Transition from recession to recovery has markets, commodities peaking.

Risky assets last week again marched higher to the tune of economic data supporting the argument of a global economic recovery. A realization among investors that the economic transition from recession to recovery was gaining momentum resulted in many global stock markets and commodities scaling fresh peaks for the year.

The S&P 500 Index closed the week above the psychological 1,000 level, marking its highest level since November and capping 4 consecutive weeks of gains. And more upside lies ahead, said Abby Joseph Cohen, Goldman Sachs' (GS) market strategist, who expects the Index to reach the 1,100 point by year end. (Is this a contrary indicator coming from a permabull?)

Many commodities, such as crude oil, copper, aluminum, nickel, lead, and zinc hit their highest levels of the year, not to mention sugar recording a 28-year peak. "The financial crisis has been addressed, the commodity crisis has not," warned Goldman Sachs (via the Financial Times), predicting that this year's rise in prices was "just the beginning" of another rally that was "ultimately likely to be even more extreme" than those seen in the past. However, the Baltic Dry Index -- a measure of freight rates for iron ore and bulk commodities that correlates very well with base metal indices -- has broken technical support on the downside and short-term weakness in metals prices looks likely, possibly as a result of the Chinese buying-frenzy having come to an end.

While high-yielding commodity-linked and emerging-market currencies were in favor, the US greenback dropped to its weakest level since October before staging a rally on Friday after the announcement of the US employment data had pleased some traders (see comments in the "Economy" section below). Government bonds (with the exception of emerging markets) again sold off as the bond vigilantes cottoned on to the improved economic outlook.

The past week's performance of the major asset classes is summarized by the chart below -- a set of numbers that indicates continued investor appetite for risky assets (albeit with investment-grade and high-yield corporate bonds taking a breather).

A summary of the movements of major global stock markets for the past week, as well as various other measurement periods, is given in the table below.
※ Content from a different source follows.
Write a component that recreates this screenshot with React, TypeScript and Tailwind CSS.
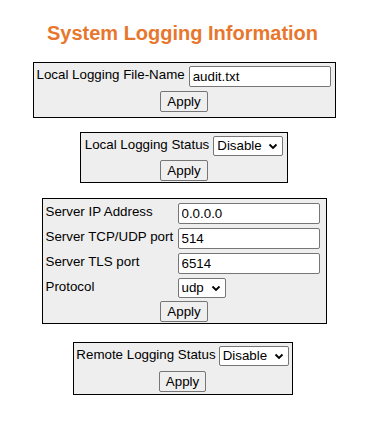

The MSCI World Index (+1.8%) and MSCI Emerging Markets Index (+1.1%) both made headway last week to take the year-to-date gains to +15.5% and an impressive +50.4% respectively. The US and other markets extended their rallies to 4 straight weeks in most instances, although some weakness crept in among developing countries such as China, India, Singapore, and Taiwan. It's also noteworthy that emerging markets underperformed developed markets for the first time since the beginning of May. Could this be a first sign of a retrenchment in risk appetite?

Stock market returns for the week ranged from top performers such as Bulgaria (+15.5%), Romania (+8.3%), Lithuania (+8.2%), Kazakhstan (+8.1%), Estonia (+8.0%), and the Czech Republic (+7.1%). These are all Eastern Europe countries playing catch-up as pundits came to the conclusion that the initial doomsday scenario for the region's debt situation wasn't as bad as predicted. At the bottom end of the performance ranking, countries included Malta (-5.8%), China (-4.4%), Singapore (-4.1%), Côte d'Ivoire (-3.9%), Greece (-3.6%), and India (-3.3%).

After almost doubling since the beginning of the year and notching up 7 straight weeks of gains, the Chinese Shanghai Composite Index declined by 4.4% last week -- its worst performance for 5 weeks. The Index has broken its first level of support and it wouldn't come as a surprise if lower Chinese equities serve as the catalyst for a pullback in global stock markets.

No positions in stocks mentioned.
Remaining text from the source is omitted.